Time is running out for carmakers in Europe. Just six months out from stiff new emissions rules, the industry is facing up to an estimated 34 billion euros in penalties as well as eroding profits from selling more electric cars. 

Starting in 2020, car fleets in Europe will need to meet more stringent regulations on how much carbon dioxide they’re allowed to release. The industry is ill prepared for the looming change, and the huge fines pending for subverting the new rules could prompt some brands to abandon the European market and test the mettle of those that remain. 

The threat is part of a broader pileup: vehicle sales are falling in key markets around the world, and the U.S. is exchanging blows on trade with China and the European Union, threatening to raise costs and rattle the global economy. Worse yet, automakers have been unable to pry buyers from the highest-emission cars, such as the Mercedes-AMG GLE 63 S sport utility vehicle that spouts more than three times the carmaker’s targeted CO2 fleet level from 2020. 

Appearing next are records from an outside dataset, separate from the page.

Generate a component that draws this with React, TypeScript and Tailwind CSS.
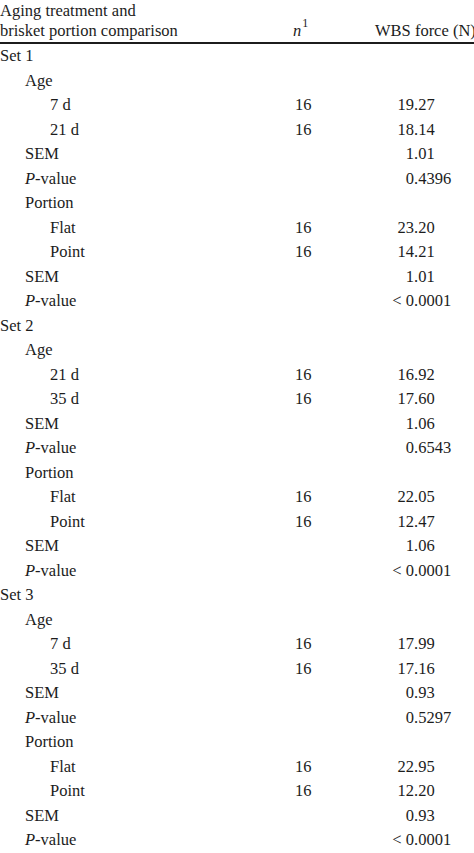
import React from 'react';

type Row = { label: string; level: number; n?: string; value?: string; italicP?: boolean };

const block = (name: string, a: [string, string, string][], sem: string, pa: string, p: [string, string, string][], sem2: string, pp: string): Row[] => [
  { label: name, level: 0 },
  { label: 'Age', level: 1 },
  ...a.map(([l, n, v]) => ({ label: l, level: 2, n, value: v })),
  { label: 'SEM', level: 1, value: sem },
  { label: '-value', level: 1, value: pa, italicP: true },
  { label: 'Portion', level: 1 },
  ...p.map(([l, n, v]) => ({ label: l, level: 2, n, value: v })),
  { label: 'SEM', level: 1, value: sem2 },
  { label: '-value', level: 1, value: pp, italicP: true },
];

const rows: Row[] = [
  ...block('Set 1', [['7 d', '16', '19.27'], ['21 d', '16', '18.14']], '1.01', '0.4396', [['Flat', '16', '23.20'], ['Point', '16', '14.21']], '1.01', '< 0.0001'),
  ...block('Set 2', [['21 d', '16', '16.92'], ['35 d', '16', '17.60']], '1.06', '0.6543', [['Flat', '16', '22.05'], ['Point', '16', '12.47']], '1.06', '< 0.0001'),
  ...block('Set 3', [['7 d', '16', '17.99'], ['35 d', '16', '17.16']], '0.93', '0.5297', [['Flat', '16', '22.95'], ['Point', '16', '12.20']], '0.93', '< 0.0001'),
];

const indent = ['pl-0', 'pl-[25px]', 'pl-[50px]'];

function Value({ v }: { v?: string }) {
  if (!v) return null;
  const i = v.indexOf('.');
  return (
    <span className="flex whitespace-nowrap">
      <span className="inline-block w-[40px] text-right">{v.slice(0, i)}</span>
      <span>{v.slice(i)}</span>
    </span>
  );
}

export default function App() {
  return (
    <div className="w-[474px] h-[853px] overflow-hidden bg-white text-[#1c1c1c] text-[16.5px] font-['Liberation_Serif','Times_New_Roman',serif]">
      <div className="grid grid-cols-[293px_81px_1fr] pt-[1.4px] leading-[20px]">
        <div className="whitespace-nowrap">
          Aging treatment and
          <br />
          brisket portion comparison
        </div>
        <div className="self-end whitespace-nowrap">
          <i>n</i>
          <span className="relative top-[-9px] ml-[1px] text-[12px] leading-none">1</span>
        </div>
        <div className="self-end whitespace-nowrap pl-[1px]">WBS force (N)</div>
      </div>
      <div className="mt-[1px] h-[2px] bg-[#1c1c1c]" />
      <div>
        {rows.map((r, idx) => (
          <div key={idx} className="grid grid-cols-[294px_80px_1fr] h-[24.5px] leading-[24.5px]">
            <div className={`whitespace-nowrap ${indent[r.level]}`}>
              {r.italicP && <i>P</i>}
              {r.label}
            </div>
            <div className="pl-[1px]">{r.n}</div>
            <div>
              <Value v={r.value} />
            </div>
          </div>
        ))}
      </div>
    </div>
  );
}
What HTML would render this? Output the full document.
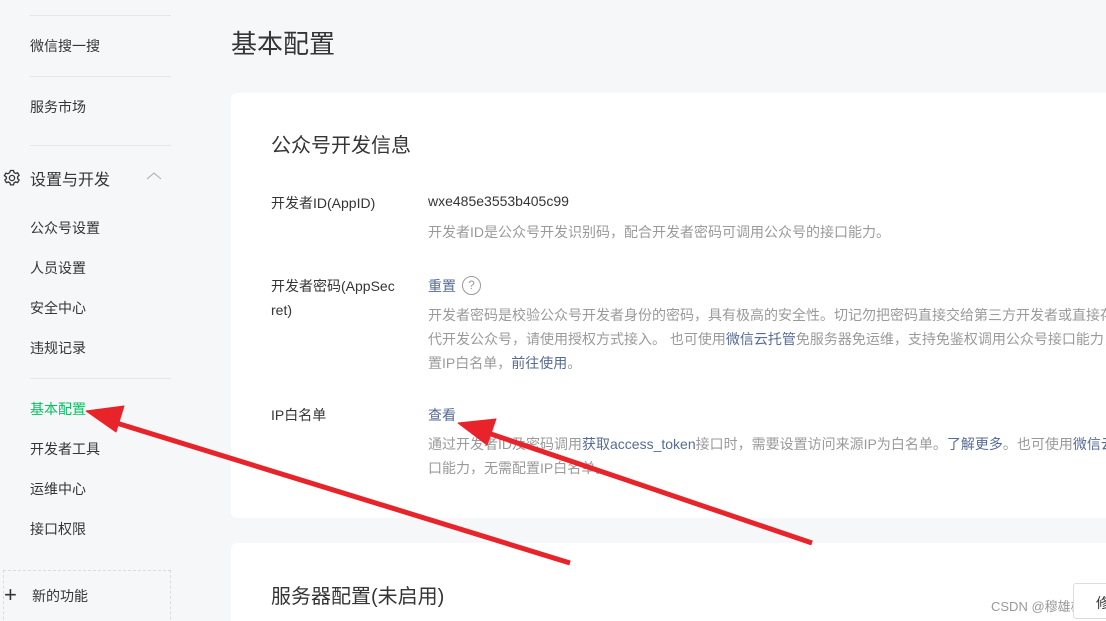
<!DOCTYPE html>
<html style="overflow:hidden;width:1106px;height:621px"><head><meta charset="utf-8"><style>
*{margin:0;padding:0;box-sizing:border-box}
body{width:1106px;height:621px;overflow:hidden;background:#f6f7f9;font-family:"Liberation Sans","Noto Sans CJK SC",sans-serif;position:relative;color:#353535}
.a{position:absolute;white-space:nowrap}
.line{position:absolute;left:30px;width:141px;height:1px;background:#e4e6e9}
.nav{font-size:14px;color:#353535}
.card{position:absolute;background:#fff;border-radius:6px}
.lab{font-size:14px;color:#353535}
.tip{font-size:14px;color:#9a9a9a;line-height:24px}
.lk{color:#576b95}
</style></head><body>
<div class="line" style="top:15px"></div>
<div class="a nav" style="left:30px;top:36px">微信搜一搜</div>
<div class="line" style="top:76px"></div>
<div class="a nav" style="left:30px;top:97px">服务市场</div>
<div class="line" style="top:145px"></div>
<svg class="a" style="left:3px;top:169px" width="18" height="18" viewBox="0 0 18 18" fill="none" stroke="#353535" stroke-width="1.3"><path d="M7.5 1.5h3l.5 2 1.6.9 2-.6 1.5 2.6-1.5 1.4v1.8l1.5 1.4-1.5 2.6-2-.6-1.6.9-.5 2h-3l-.5-2-1.6-.9-2 .6-1.5-2.6 1.5-1.4V8.1L1.4 6.7l1.5-2.6 2 .6 1.6-.9z"/><circle cx="9" cy="9" r="2.6"/></svg>
<div class="a" style="left:30px;top:166px;font-size:16px">设置与开发</div>
<svg class="a" style="left:146px;top:171px" width="16" height="10"><path d="M1 8l7-6 7 6" fill="none" stroke="#aaa" stroke-width="1"/></svg>
<div class="a nav" style="left:30px;top:218px">公众号设置</div>
<div class="a nav" style="left:30px;top:258px">人员设置</div>
<div class="a nav" style="left:30px;top:298px">安全中心</div>
<div class="a nav" style="left:30px;top:338px">违规记录</div>
<div class="line" style="top:378px"></div>
<div class="a nav" style="left:30px;top:399px;color:#07c160">基本配置</div>
<div class="a nav" style="left:30px;top:439px">开发者工具</div>
<div class="a nav" style="left:30px;top:479px">运维中心</div>
<div class="a nav" style="left:30px;top:519px">接口权限</div>
<div class="a" style="left:3px;top:570px;width:168px;height:60px;border:1px dashed #dcdcdc"></div>
<div class="a" style="left:4px;top:582px;font-size:22px;line-height:26px;color:#353535">+</div>
<div class="a nav" style="left:32px;top:586px">新的功能</div>

<div class="a" style="left:231px;top:24px;font-size:26px;color:#353535">基本配置</div>
<div class="card" style="left:231px;top:93px;width:900px;height:425px"></div>
<div class="a" style="left:271px;top:129px;font-size:20px">公众号开发信息</div>
<div class="a lab" style="left:271px;top:193px">开发者ID(AppID)</div>
<div class="a" style="left:428px;top:193px;font-size:14px">wxe485e3553b405c99</div>
<div class="a tip" style="left:428px;top:220px">开发者ID是公众号开发识别码，配合开发者密码可调用公众号的接口能力。</div>
<div class="a lab" style="left:271px;top:274px;line-height:24px">开发者密码(AppSec<br>ret)</div>
<div class="a lab lk" style="left:428px;top:276px">重置</div>
<div class="a" style="left:462px;top:276px;width:19px;height:19px;border:1px solid #9a9a9a;border-radius:50%;font-size:12px;color:#9a9a9a;text-align:center;line-height:17px">?</div>
<div class="a tip" style="left:428px;top:303px">开发者密码是校验公众号开发者身份的密码，具有极高的安全性。切记勿把密码直接交给第三方开发者或直接存<br>代开发公众号，请使用授权方式接入。 也可使用<span class="lk">微信云托管</span>免服务器免运维，支持免鉴权调用公众号接口能力，<br>置IP白名单，<span class="lk">前往使用</span>。</div>
<div class="a lab" style="left:271px;top:405px">IP白名单</div>
<div class="a lab lk" style="left:428px;top:405px">查看</div>
<div class="a tip" style="left:428px;top:432px">通过开发者ID及密码调用<span class="lk">获取access_token</span>接口时，需要设置访问来源IP为白名单。<span class="lk">了解更多</span>。也可使用<span class="lk">微信云</span><br>口能力，无需配置IP白名单。</div>
<div class="card" style="left:231px;top:543px;width:900px;height:100px"></div>
<div class="a" style="left:271px;top:580px;font-size:20px">服务器配置(未启用)</div>
<div class="a" style="left:991px;top:596px;font-size:13px;color:#999">CSDN @穆雄雄</div>
<div class="a" style="left:1073px;top:583px;width:40px;height:36px;background:#fff;border:1px solid #ddd;border-radius:3px;font-size:14px;padding:9px 0 0 22px;color:#333">修</div>

<svg class="a" style="left:0;top:0" width="1106" height="621">
<g fill="#e8232a" stroke="#e8232a" stroke-linejoin="round">
<line x1="570" y1="563" x2="110" y2="421" stroke-width="5"/>
<polygon points="86,411 124,406 116,432"/>
<line x1="812" y1="543" x2="485" y2="432" stroke-width="5"/>
<polygon points="458,423 496,419 487,445"/>
</g></svg>
</body></html>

“In an industry that is already suffering from global trade issues, from Brexit, from peaking sales, that’s a very, very dangerous cocktail,” Evercore IS auto analyst Arndt Ellinghorst said on a call earlier this month regarding the EU emissions issue. 

Fines could mount to 34 billion euros through 2021, according to research firm Jato Dynamics, whose projection tracks with other industry estimates. While the new regulations are expected to be painful for the industry to adjust to, past precedent suggests the EU is unlikely to allow Europe-based carmakers to be driven to ruin.